Write again exactly the lines in the listing below, starting at the line with "Convert this screenshot" and ending at the line with "const [agreed, setAgreed]", both included. Pictures are not copied.

# # #

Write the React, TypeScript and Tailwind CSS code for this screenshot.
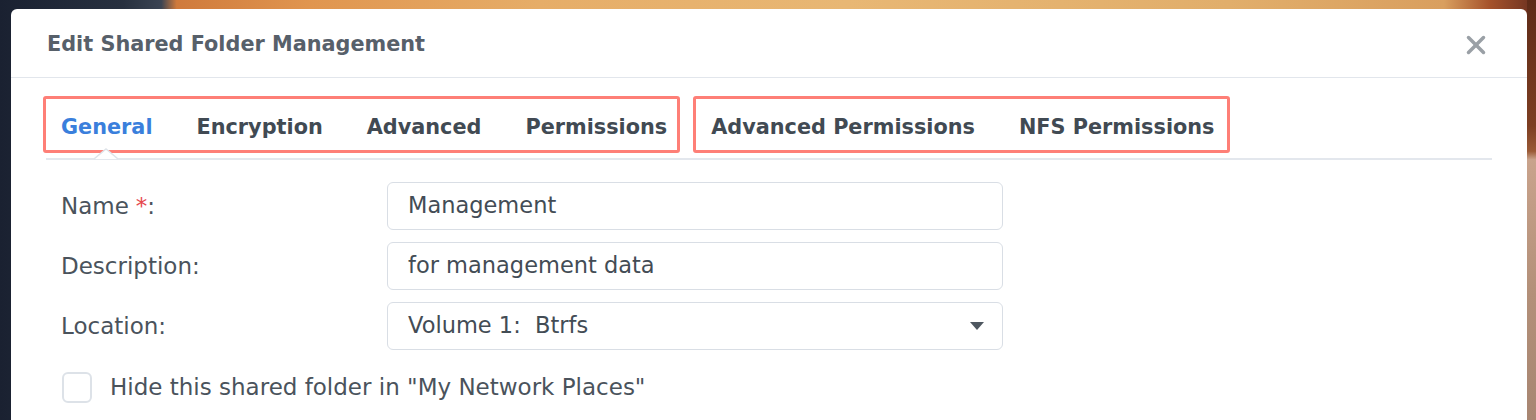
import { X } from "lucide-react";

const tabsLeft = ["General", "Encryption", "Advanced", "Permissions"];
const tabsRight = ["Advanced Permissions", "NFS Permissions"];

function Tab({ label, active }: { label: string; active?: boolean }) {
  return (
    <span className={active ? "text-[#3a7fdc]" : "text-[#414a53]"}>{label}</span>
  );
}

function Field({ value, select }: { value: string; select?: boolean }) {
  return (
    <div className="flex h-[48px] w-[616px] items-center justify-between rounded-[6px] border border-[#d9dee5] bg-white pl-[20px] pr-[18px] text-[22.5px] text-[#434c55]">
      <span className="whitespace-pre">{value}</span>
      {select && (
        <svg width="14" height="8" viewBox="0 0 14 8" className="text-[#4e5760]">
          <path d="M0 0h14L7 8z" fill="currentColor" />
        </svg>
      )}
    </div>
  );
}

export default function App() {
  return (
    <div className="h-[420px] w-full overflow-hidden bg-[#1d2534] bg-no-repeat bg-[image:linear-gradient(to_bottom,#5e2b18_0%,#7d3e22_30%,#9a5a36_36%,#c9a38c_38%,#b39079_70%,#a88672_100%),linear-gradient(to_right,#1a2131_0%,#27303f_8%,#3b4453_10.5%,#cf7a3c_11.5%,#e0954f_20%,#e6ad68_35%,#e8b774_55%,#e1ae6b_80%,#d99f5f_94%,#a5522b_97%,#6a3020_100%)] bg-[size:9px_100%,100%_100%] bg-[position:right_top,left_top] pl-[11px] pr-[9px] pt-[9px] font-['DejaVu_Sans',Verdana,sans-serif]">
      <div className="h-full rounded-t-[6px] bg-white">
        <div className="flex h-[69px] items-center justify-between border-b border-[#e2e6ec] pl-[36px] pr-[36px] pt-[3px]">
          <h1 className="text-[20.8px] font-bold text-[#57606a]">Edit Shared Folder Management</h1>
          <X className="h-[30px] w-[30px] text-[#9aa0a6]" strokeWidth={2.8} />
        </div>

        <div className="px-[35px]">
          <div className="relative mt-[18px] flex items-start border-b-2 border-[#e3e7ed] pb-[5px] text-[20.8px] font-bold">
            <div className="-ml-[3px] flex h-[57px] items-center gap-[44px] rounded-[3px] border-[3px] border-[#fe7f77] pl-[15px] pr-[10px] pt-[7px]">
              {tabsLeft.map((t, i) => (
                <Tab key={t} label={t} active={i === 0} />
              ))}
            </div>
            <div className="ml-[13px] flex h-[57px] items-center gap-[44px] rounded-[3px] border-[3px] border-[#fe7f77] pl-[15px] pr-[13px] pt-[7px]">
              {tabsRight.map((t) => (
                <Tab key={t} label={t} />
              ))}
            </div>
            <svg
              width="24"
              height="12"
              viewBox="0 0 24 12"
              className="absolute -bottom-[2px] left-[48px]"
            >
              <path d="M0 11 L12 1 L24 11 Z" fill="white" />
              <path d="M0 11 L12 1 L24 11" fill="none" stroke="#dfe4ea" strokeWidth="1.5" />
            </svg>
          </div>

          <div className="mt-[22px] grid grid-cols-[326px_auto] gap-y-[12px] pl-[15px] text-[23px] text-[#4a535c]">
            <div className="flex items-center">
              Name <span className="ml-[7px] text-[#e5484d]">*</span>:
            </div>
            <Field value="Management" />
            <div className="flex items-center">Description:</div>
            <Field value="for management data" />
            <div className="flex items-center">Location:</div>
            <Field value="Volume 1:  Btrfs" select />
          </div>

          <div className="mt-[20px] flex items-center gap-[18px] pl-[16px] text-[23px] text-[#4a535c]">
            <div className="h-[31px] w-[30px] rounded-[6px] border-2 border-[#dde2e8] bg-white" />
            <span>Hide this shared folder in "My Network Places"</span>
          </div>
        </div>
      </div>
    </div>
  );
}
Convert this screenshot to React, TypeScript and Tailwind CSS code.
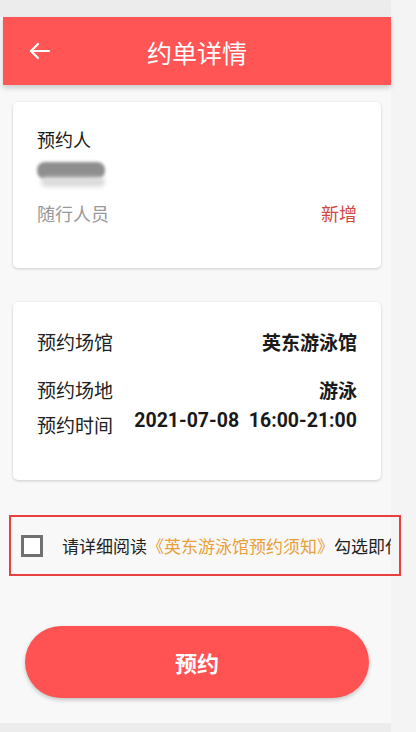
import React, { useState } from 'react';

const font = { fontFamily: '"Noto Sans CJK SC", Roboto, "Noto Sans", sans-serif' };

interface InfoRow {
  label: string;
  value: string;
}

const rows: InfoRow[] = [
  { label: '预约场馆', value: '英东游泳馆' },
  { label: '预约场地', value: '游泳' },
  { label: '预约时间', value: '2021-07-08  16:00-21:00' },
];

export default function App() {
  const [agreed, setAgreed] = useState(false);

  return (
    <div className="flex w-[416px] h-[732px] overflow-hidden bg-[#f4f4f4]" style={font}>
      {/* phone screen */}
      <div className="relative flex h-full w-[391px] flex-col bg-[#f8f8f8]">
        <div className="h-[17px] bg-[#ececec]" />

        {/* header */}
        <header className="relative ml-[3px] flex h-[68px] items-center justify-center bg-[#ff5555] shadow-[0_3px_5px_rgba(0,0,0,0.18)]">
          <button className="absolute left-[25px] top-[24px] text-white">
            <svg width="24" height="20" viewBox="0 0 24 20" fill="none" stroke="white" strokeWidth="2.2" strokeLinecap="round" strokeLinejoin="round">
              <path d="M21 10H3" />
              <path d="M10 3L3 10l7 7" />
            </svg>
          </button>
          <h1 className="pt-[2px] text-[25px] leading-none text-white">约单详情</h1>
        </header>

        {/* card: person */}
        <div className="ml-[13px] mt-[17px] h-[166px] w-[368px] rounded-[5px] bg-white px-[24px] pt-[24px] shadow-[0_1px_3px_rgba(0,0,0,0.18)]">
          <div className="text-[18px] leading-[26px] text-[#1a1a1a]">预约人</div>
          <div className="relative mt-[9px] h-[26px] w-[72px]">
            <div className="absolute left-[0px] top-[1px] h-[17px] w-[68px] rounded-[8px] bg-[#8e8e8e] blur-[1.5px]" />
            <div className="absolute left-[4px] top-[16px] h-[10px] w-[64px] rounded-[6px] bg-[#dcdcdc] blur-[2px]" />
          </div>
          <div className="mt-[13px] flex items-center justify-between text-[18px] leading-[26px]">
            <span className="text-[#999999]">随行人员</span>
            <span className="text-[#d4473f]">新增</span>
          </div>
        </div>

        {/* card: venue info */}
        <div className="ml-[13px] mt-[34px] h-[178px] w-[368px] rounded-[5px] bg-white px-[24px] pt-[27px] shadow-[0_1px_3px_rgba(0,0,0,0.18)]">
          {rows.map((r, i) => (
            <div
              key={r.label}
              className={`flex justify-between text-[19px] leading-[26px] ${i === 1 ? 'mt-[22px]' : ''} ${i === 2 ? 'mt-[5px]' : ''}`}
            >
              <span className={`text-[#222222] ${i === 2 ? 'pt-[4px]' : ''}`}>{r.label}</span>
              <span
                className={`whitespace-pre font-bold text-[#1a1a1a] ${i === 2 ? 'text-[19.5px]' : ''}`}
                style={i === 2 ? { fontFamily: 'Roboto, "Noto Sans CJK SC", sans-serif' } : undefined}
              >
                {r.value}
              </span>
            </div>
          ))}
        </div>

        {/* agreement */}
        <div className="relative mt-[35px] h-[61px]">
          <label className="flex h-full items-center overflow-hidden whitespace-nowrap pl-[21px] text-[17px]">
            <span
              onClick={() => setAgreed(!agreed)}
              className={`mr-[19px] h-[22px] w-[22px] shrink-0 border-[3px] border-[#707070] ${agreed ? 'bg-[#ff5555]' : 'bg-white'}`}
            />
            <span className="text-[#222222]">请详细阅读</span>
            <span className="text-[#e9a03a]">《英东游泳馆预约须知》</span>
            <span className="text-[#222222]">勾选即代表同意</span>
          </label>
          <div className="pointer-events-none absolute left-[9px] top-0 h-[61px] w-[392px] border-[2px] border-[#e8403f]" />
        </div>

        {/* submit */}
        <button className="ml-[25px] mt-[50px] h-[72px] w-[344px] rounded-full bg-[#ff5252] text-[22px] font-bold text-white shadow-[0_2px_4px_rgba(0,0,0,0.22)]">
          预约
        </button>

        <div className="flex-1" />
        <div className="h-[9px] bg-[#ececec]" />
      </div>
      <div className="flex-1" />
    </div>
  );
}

# # #

RESPONSE:
Convert this screenshot to React, TypeScript and Tailwind CSS code.
import React, { useState } from 'react';

const font = { fontFamily: '"Noto Sans CJK SC", Roboto, "Noto Sans", sans-serif' };

interface InfoRow {
  label: string;
  value: string;
}

const rows: InfoRow[] = [
  { label: '预约场馆', value: '英东游泳馆' },
  { label: '预约场地', value: '游泳' },
  { label: '预约时间', value: '2021-07-08  16:00-21:00' },
];

export default function App() {
  const [agreed, setAgreed] = useState(false);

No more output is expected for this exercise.